The former executive editor and vice president of The Washington Post added, “The National Bank’s general director misrepresented what happened in the coverage of the press release, especially by calling it plagiarism. She is trying to deflect the truthfulness of the coverage, rather than responding to the substance of the NGOs’ report.”
Due to many of the factors it outlines, Phel Hoeun’s family faces an uncertain future.
One of her brothers borrowed $7,000 from LOLC but now cannot repay the loan. Worried that the family’s house could be confiscated, her 25-year-old son borrowed $7,000 from Hattha Kasekor, a microfinance company, to give to his uncle while he took over the debt.
Now Phel Hoeun’s son must make a $250 monthly payment on his debt.
“If I had not let him take out the loan, he would not be in debt,” Phel Hoeun said. Her son now works in construction in the casino boomtown of Sihanoukville, where his wife works as well. On a good day, the couple’s combined daily income was about $13 but he has contracted malaria.

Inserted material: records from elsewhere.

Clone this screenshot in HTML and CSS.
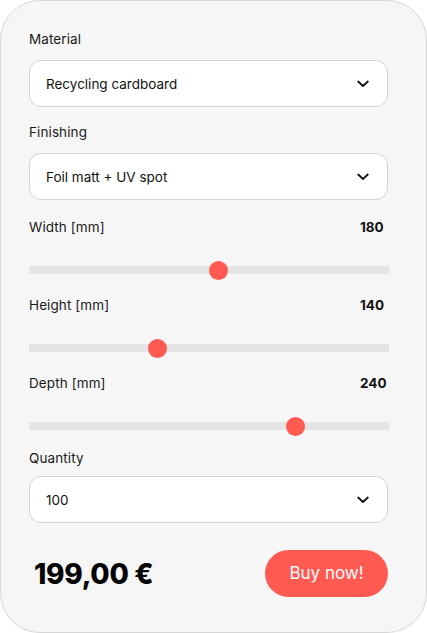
FILE: index.html
```html
<!DOCTYPE html>
<html lang="en">
<head>
<meta charset="utf-8">
<title>Box configurator</title>
<link rel="stylesheet" href="styles.css">
</head>
<body>
<div class="card">
  <div class="field">
    <div class="label">Material</div>
    <div class="select">
      <span>Recycling cardboard</span>
      <svg class="chev" width="12" height="8" viewBox="0 0 12 8"><path d="M1.2 1.5 L6 6 L10.8 1.5" fill="none" stroke="#111" stroke-width="1.8" stroke-linecap="round" stroke-linejoin="round"/></svg>
    </div>
  </div>
  <div class="field">
    <div class="label">Finishing</div>
    <div class="select">
      <span>Foil matt + UV spot</span>
      <svg class="chev" width="12" height="8" viewBox="0 0 12 8"><path d="M1.2 1.5 L6 6 L10.8 1.5" fill="none" stroke="#111" stroke-width="1.8" stroke-linecap="round" stroke-linejoin="round"/></svg>
    </div>
  </div>
  <div class="range">
    <div class="range-head"><span class="label">Width [mm]</span><span class="value">180</span></div>
    <div class="slider"><div class="track"></div><div class="thumb" style="left:52.5%"></div></div>
  </div>
  <div class="range">
    <div class="range-head"><span class="label">Height [mm]</span><span class="value">140</span></div>
    <div class="slider"><div class="track"></div><div class="thumb" style="left:35.6%"></div></div>
  </div>
  <div class="range">
    <div class="range-head"><span class="label">Depth [mm]</span><span class="value">240</span></div>
    <div class="slider"><div class="track"></div><div class="thumb" style="left:73.9%"></div></div>
  </div>
  <div class="field qty">
    <div class="label">Quantity</div>
    <div class="select">
      <span>100</span>
      <svg class="chev" width="12" height="8" viewBox="0 0 12 8"><path d="M1.2 1.5 L6 6 L10.8 1.5" fill="none" stroke="#111" stroke-width="1.8" stroke-linecap="round" stroke-linejoin="round"/></svg>
    </div>
  </div>
  <div class="footer">
    <div class="price">199,00 €</div>
    <button class="buy">Buy now!</button>
  </div>
</div>
</body>
</html>
```

FILE: styles.css
```css
* { box-sizing: border-box; }
html, body { margin: 0; padding: 0; background: #ffffff; }
body { font-family: "Inter", "Noto Sans", sans-serif; color: #111; }

.card {
  width: 427px;
  height: 633px;
  background: #f6f6f6;
  border: 1px solid #d6d6d6;
  border-radius: 40px;
  padding: 28px 38px 0 28px;
  display: flex;
  flex-direction: column;
}

.label {
  font-size: 13.5px;
  line-height: 20px;
  color: #1a1a1a;
  letter-spacing: 0.1px;
}

.field { display: flex; flex-direction: column; gap: 11px; }
.field + .field { margin-top: 15px; }

.select {
  height: 47px;
  background: #fff;
  border: 1px solid #d4d4d4;
  border-radius: 12px;
  padding: 0 18px 0 16px;
  display: flex;
  align-items: center;
  justify-content: space-between;
  font-size: 13.5px;
  color: #111;
}
.chev { display: block; }

.range { margin-top: 15px; }
.field + .range { margin-top: 17px; }
.range-head { display: flex; justify-content: space-between; align-items: center; }
.value {
  width: 28px;
  font-size: 13.5px;
  font-weight: 700;
  line-height: 20px;
}
.slider {
  position: relative;
  height: 20px;
  margin-top: 23px;
  margin-right: -1px;
}
.track {
  position: absolute;
  left: 0; right: 0; top: 6px;
  height: 8px;
  background: #e4e4e4;
}
.thumb {
  position: absolute;
  top: 0.5px;
  width: 19px;
  height: 19px;
  margin-left: -9.5px;
  border-radius: 50%;
  background: #ff5a52;
}

.range + .qty { margin-top: 12px; }
.qty { gap: 8px; }

.footer {
  margin-top: 27px;
  display: flex;
  align-items: center;
  justify-content: space-between;
}
.price {
  margin-left: 5px;
  font-size: 28px;
  font-weight: 800;
  color: #050505;
  letter-spacing: -0.3px;
}
.buy {
  width: 123px;
  height: 47px;
  border: none;
  border-radius: 24px;
  background: #ff5a52;
  color: #fff;
  font-family: "Inter", "Noto Sans", sans-serif;
  font-size: 17px;
  padding: 0 0 2px;
}
```
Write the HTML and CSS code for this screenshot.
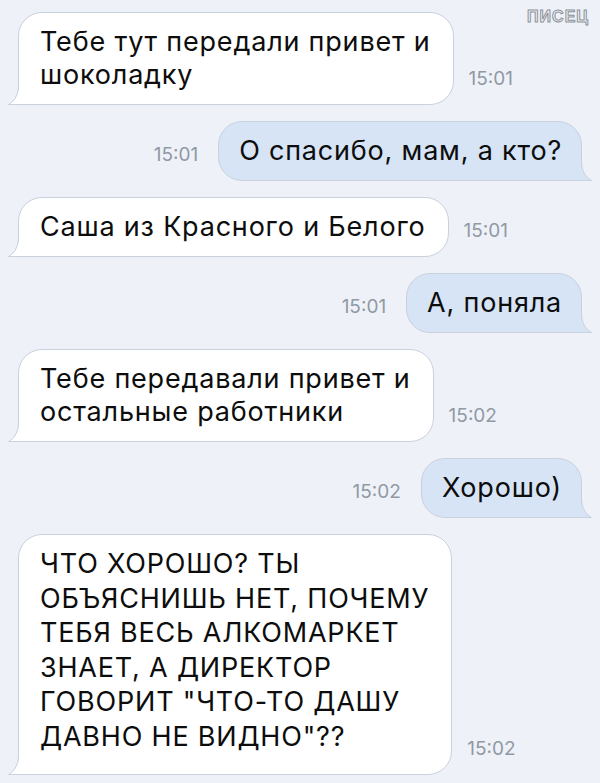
FILE: index.html
```html
<!DOCTYPE html>
<html lang="ru">
<head>
<meta charset="UTF-8" />
<meta name="viewport" content="width=device-width, initial-scale=1" />
<title>Сообщения</title>
<link rel="stylesheet" href="styles.css">
</head>
<body>

<div class="watermark">ПИСЕЦ</div>

<div class="chat">

  <div class="row in">
    <div class="bubble">Тебе тут передали привет и<br>шоколадку
      <svg class="tail" width="12" height="20" viewBox="0 0 12 20"><path class="tail-fill" d="M11 0 C11 9 7 16 0.5 19.5 L12 19.5 L12 0 Z"/><path class="tail-line" d="M10.5 0 C10.5 9 7 16 0.5 19.5 L12 19.5"/></svg>
    </div>
    <span class="time">15:01</span>
  </div>

  <div class="row out">
    <span class="time">15:01</span>
    <div class="bubble">О спасибо, мам, а кто?
      <svg class="tail" width="12" height="20" viewBox="0 0 12 20"><path class="tail-fill" d="M1 0 C1 9 5 16 11.5 19.5 L0 19.5 L0 0 Z"/><path class="tail-line" d="M1.5 0 C1.5 9 5 16 11.5 19.5 L0 19.5"/></svg>
    </div>
  </div>

  <div class="row in">
    <div class="bubble">Саша из Красного и Белого
      <svg class="tail" width="12" height="20" viewBox="0 0 12 20"><path class="tail-fill" d="M11 0 C11 9 7 16 0.5 19.5 L12 19.5 L12 0 Z"/><path class="tail-line" d="M10.5 0 C10.5 9 7 16 0.5 19.5 L12 19.5"/></svg>
    </div>
    <span class="time">15:01</span>
  </div>

  <div class="row out">
    <span class="time">15:01</span>
    <div class="bubble">А, поняла
      <svg class="tail" width="12" height="20" viewBox="0 0 12 20"><path class="tail-fill" d="M1 0 C1 9 5 16 11.5 19.5 L0 19.5 L0 0 Z"/><path class="tail-line" d="M1.5 0 C1.5 9 5 16 11.5 19.5 L0 19.5"/></svg>
    </div>
  </div>

  <div class="row in">
    <div class="bubble">Тебе передавали привет и<br>остальные работники
      <svg class="tail" width="12" height="20" viewBox="0 0 12 20"><path class="tail-fill" d="M11 0 C11 9 7 16 0.5 19.5 L12 19.5 L12 0 Z"/><path class="tail-line" d="M10.5 0 C10.5 9 7 16 0.5 19.5 L12 19.5"/></svg>
    </div>
    <span class="time">15:02</span>
  </div>

  <div class="row out">
    <span class="time">15:02</span>
    <div class="bubble">Хорошо)
      <svg class="tail" width="12" height="20" viewBox="0 0 12 20"><path class="tail-fill" d="M1 0 C1 9 5 16 11.5 19.5 L0 19.5 L0 0 Z"/><path class="tail-line" d="M1.5 0 C1.5 9 5 16 11.5 19.5 L0 19.5"/></svg>
    </div>
  </div>

  <div class="row in">
    <div class="bubble long">ЧТО ХОРОШО? ТЫ<br>ОБЪЯСНИШЬ НЕТ, ПОЧЕМУ<br>ТЕБЯ ВЕСЬ АЛКОМАРКЕТ<br>ЗНАЕТ, А ДИРЕКТОР<br>ГОВОРИТ "ЧТО-ТО ДАШУ<br>ДАВНО НЕ ВИДНО"??
      <svg class="tail" width="12" height="20" viewBox="0 0 12 20"><path class="tail-fill" d="M11 0 C11 9 7 16 0.5 19.5 L12 19.5 L12 0 Z"/><path class="tail-line" d="M10.5 0 C10.5 9 7 16 0.5 19.5 L12 19.5"/></svg>
    </div>
    <span class="time">15:02</span>
  </div>

</div>

</body>
</html>
```

FILE: styles.css
```css
body {
  margin: 0;
  background: #eef2f8;
  font-family: Inter, "Liberation Sans", Arial, sans-serif;
  color: #0d0d0d;
}

.watermark {
  position: absolute;
  top: 8px;
  right: 11px;
  font-family: "Liberation Sans", Arial, sans-serif;
  font-size: 16px;
  font-weight: bold;
  letter-spacing: 1px;
  color: #eef2f8;
  -webkit-text-stroke: 1px #8d9299;
}

.chat {
  display: flex;
  flex-direction: column;
  gap: 16px;
  padding: 12px 18px;
}

.row { display: flex; align-items: flex-end; }
.row.in { justify-content: flex-start; }
.row.out { justify-content: flex-end; }

.bubble {
  position: relative;
  padding: 12px 22px 13px 21px;
  font-size: 27px;
  letter-spacing: 0.8px;
  line-height: 33px;
  border: 1px solid #c9d1dc;
  border-radius: 24px;
  background: #fff;
}
.row.in .bubble { border-bottom-left-radius: 0; }
.row.out .bubble {
  background: #d6e4f6;
  border-bottom-right-radius: 0;
  padding: 12px 19px 13px 20px;
}
.bubble.long { line-height: 34.5px; padding-bottom: 20px; }

.tail { position: absolute; bottom: -1px; }
.row.in .tail { left: -11px; }
.row.out .tail { right: -11px; }
.tail-fill { stroke: none; }
.row.in .tail-fill { fill: #fff; }
.row.out .tail-fill { fill: #d6e4f6; }
.tail-line { fill: none; stroke: #c9d1dc; stroke-width: 1; }

.time {
  font-size: 19px;
  color: #9099a4;
  margin-bottom: 15px;
}
.row.in .time { margin-left: 15px; }
.row.out .time { margin-right: 20px; }
```
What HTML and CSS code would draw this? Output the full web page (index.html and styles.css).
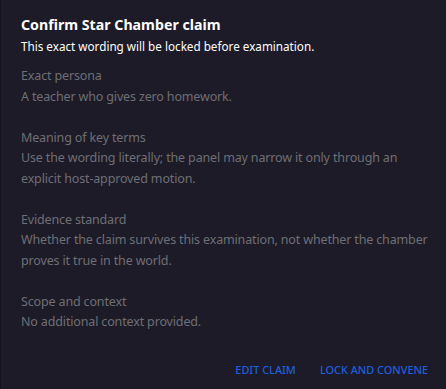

One of Phel Hoeun’s sisters borrowed $14,000 from two microfinance companies about two years ago because they needed money to build a home. She and her husband are now working in Thailand. Phel Hoeun minds their 14-year old son.
She also tends to her two children, aged 14 and 15, her three grandchildren aged from 10 months old to 3 years old, and her aging mother. Although Phel Hoeun wants to go to Thailand to make money to pay off the loan, she stays home so others can migrate to work.
In July, Phel Hoeun borrowed one million riel, about $250, from a private lender with the rate of $15 per month to pay LOLC for the monthly repayment.
Phel Hoeun told VOA that she is worried that her family may need to make more sacrifices to protect the property from being confiscated. She said “I am considering having my kids quit school to work as construction workers.”